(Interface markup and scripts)

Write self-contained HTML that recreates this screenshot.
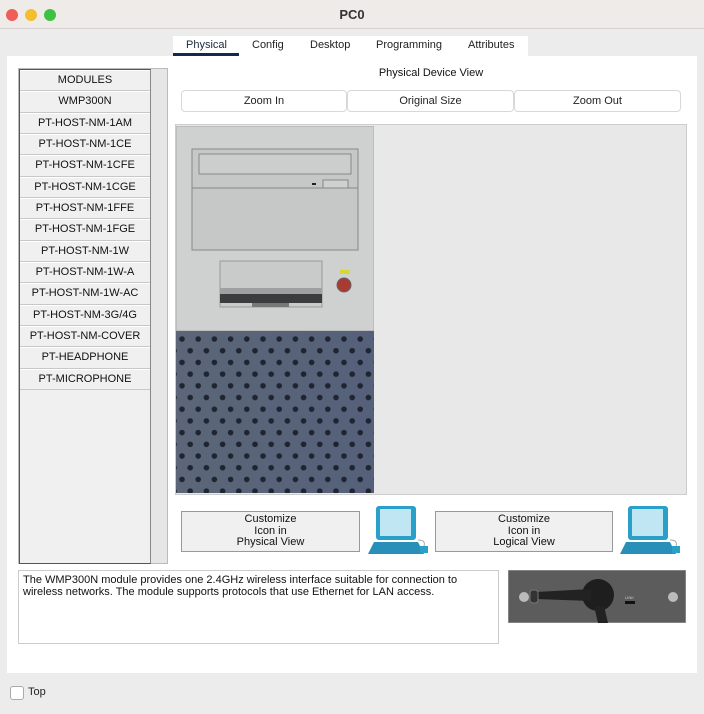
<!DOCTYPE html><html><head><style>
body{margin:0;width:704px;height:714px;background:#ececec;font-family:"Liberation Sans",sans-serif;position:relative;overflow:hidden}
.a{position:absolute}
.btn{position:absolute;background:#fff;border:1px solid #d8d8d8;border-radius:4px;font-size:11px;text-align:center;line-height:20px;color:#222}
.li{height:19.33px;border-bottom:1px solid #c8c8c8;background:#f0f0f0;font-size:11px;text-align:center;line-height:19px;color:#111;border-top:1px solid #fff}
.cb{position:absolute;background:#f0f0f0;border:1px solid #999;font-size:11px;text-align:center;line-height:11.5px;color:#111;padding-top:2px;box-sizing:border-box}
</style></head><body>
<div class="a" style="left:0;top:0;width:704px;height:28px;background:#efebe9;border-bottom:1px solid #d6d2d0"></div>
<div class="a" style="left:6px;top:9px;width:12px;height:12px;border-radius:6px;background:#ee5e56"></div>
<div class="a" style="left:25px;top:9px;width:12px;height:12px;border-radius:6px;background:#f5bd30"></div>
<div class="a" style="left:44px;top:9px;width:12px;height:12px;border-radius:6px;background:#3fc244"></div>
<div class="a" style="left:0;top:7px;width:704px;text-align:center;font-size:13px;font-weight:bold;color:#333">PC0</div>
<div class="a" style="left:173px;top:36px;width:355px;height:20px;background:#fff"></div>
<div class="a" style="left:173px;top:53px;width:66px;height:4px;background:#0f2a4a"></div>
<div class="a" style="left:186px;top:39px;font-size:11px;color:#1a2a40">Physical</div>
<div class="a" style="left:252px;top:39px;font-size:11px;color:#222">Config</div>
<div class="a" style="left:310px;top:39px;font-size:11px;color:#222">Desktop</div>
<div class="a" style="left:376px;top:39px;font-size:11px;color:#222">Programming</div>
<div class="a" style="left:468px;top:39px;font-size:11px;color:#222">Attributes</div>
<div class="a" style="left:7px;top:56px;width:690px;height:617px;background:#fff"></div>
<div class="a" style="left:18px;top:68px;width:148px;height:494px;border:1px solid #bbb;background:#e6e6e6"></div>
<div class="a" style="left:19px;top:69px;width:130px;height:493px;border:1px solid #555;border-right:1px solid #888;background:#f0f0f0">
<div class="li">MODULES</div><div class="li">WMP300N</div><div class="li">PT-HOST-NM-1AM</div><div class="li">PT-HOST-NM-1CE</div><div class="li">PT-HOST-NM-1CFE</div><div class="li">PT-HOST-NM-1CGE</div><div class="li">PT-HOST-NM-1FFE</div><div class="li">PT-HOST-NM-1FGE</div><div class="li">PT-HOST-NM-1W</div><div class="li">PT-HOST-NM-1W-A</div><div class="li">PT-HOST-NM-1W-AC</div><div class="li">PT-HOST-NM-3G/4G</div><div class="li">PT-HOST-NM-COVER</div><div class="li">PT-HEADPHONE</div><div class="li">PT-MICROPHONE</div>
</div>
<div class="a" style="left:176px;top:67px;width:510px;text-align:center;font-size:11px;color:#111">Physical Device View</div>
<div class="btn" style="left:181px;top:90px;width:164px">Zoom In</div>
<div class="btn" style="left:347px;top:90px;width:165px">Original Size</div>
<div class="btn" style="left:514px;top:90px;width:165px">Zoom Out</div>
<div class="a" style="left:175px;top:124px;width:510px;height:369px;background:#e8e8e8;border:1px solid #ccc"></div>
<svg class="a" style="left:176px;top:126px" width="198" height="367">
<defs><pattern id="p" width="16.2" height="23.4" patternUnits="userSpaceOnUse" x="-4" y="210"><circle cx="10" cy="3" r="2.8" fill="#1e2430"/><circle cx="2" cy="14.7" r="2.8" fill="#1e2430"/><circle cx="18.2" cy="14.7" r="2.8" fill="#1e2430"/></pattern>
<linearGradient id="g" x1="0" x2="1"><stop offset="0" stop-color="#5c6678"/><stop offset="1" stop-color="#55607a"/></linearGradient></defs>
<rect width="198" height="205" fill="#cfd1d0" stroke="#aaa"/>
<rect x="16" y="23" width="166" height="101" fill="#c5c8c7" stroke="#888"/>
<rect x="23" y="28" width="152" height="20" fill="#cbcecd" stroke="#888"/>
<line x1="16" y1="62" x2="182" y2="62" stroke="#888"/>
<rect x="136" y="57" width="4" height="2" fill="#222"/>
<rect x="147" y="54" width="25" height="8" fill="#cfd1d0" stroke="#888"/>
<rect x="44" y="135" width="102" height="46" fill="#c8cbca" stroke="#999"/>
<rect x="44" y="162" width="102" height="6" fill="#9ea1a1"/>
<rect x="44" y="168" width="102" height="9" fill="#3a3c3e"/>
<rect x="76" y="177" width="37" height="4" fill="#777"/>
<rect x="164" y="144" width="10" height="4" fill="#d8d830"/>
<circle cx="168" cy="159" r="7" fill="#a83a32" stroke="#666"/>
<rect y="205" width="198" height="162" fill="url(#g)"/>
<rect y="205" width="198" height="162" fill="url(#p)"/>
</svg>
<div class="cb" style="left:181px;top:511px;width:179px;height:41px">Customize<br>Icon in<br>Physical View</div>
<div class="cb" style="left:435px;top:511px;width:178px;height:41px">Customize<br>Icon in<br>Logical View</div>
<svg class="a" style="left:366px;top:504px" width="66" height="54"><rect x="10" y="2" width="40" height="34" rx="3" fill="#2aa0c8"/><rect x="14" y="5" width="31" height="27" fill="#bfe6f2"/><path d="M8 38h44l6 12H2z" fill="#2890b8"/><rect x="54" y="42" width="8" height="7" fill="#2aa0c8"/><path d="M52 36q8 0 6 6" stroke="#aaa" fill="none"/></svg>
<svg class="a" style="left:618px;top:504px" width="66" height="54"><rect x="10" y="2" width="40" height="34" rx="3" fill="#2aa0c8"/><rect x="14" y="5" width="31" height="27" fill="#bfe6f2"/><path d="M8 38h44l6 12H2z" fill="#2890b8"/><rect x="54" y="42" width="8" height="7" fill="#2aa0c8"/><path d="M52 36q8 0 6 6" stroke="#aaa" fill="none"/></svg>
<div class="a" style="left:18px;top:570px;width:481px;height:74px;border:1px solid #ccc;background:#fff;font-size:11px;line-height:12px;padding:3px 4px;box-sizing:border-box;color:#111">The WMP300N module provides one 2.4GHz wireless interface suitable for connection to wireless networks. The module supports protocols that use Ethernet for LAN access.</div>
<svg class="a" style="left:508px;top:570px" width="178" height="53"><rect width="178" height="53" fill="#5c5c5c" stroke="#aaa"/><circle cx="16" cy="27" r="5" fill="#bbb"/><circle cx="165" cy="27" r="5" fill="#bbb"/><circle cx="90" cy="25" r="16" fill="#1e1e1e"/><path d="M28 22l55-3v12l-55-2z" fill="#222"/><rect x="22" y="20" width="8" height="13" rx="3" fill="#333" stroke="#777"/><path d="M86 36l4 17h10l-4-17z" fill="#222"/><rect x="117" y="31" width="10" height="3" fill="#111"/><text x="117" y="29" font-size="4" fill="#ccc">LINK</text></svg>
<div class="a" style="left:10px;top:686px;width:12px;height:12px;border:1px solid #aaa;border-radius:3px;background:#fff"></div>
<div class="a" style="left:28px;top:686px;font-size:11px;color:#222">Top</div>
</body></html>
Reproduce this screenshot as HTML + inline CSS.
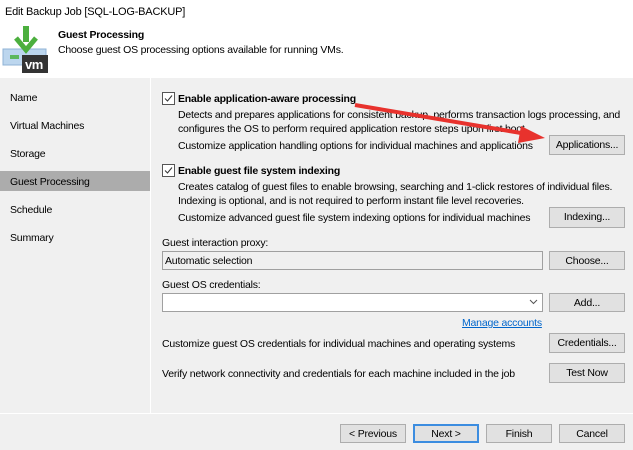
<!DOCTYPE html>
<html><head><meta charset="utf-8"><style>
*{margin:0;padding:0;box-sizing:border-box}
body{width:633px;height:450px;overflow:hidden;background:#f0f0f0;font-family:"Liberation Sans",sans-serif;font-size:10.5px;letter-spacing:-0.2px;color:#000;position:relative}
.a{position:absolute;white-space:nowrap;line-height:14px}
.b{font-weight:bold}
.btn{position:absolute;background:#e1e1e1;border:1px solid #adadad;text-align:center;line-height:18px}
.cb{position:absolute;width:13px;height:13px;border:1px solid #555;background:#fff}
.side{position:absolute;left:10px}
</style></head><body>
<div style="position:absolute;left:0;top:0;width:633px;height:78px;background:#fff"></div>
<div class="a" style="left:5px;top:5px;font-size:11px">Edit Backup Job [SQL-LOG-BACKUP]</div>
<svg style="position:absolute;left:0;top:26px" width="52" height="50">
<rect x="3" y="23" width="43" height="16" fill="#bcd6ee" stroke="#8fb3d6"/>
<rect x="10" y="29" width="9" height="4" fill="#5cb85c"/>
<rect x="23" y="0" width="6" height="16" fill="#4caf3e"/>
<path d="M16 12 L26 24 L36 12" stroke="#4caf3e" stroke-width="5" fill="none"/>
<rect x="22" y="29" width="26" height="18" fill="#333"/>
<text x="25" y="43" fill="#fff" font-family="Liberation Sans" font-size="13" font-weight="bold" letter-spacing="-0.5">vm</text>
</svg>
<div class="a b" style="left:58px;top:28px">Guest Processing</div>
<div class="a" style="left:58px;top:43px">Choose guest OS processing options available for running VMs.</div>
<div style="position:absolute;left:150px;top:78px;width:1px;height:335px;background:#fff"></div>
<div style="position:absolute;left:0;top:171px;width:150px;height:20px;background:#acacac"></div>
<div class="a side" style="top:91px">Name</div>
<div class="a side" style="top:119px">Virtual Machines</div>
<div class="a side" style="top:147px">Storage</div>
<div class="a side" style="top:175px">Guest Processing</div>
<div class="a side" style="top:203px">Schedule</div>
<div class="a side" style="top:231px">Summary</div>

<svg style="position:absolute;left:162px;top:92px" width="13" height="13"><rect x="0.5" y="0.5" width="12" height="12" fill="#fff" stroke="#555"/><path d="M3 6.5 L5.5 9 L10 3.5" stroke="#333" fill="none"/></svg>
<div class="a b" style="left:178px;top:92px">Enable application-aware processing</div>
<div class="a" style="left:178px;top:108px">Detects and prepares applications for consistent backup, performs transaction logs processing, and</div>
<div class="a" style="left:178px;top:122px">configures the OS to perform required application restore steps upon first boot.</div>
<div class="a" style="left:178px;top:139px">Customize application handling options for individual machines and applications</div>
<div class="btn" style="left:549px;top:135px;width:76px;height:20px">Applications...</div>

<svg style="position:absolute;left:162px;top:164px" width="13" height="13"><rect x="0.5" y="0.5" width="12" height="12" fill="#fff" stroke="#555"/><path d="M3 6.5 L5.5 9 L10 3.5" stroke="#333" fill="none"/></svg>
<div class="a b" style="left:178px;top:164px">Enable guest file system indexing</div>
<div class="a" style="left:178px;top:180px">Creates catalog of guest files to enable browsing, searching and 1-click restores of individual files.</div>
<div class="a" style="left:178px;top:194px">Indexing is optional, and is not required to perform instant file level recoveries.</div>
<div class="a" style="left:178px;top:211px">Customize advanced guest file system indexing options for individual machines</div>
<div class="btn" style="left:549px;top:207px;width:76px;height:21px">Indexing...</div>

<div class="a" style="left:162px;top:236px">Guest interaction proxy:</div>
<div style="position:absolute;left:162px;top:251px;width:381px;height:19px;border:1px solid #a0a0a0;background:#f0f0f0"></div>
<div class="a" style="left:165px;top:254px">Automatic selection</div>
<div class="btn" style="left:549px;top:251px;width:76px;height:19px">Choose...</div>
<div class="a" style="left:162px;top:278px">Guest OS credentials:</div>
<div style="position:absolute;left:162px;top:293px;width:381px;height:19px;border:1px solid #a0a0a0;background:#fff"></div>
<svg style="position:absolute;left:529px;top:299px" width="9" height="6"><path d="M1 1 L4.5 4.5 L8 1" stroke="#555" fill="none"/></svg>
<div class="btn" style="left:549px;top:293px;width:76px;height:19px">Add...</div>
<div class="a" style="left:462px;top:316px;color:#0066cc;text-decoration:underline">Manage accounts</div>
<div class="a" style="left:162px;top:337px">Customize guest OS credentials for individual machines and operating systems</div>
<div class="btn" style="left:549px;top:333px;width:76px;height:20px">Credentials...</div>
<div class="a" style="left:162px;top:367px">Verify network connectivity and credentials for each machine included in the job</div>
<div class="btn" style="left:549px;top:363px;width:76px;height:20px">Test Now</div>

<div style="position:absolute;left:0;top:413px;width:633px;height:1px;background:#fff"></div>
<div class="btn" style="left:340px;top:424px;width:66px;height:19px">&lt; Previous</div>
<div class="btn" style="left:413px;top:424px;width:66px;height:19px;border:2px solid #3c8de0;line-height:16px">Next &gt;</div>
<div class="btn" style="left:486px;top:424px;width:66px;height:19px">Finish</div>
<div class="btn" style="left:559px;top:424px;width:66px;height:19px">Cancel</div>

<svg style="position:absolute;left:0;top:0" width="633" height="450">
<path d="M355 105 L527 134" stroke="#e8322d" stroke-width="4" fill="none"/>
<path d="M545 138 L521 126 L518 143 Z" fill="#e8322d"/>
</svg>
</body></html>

Instructions to follow:
Show every line of the records above that contains the word "screenshot".

Output below:
Write self-contained HTML that recreates this screenshot.
Reproduce this screenshot as HTML + inline CSS.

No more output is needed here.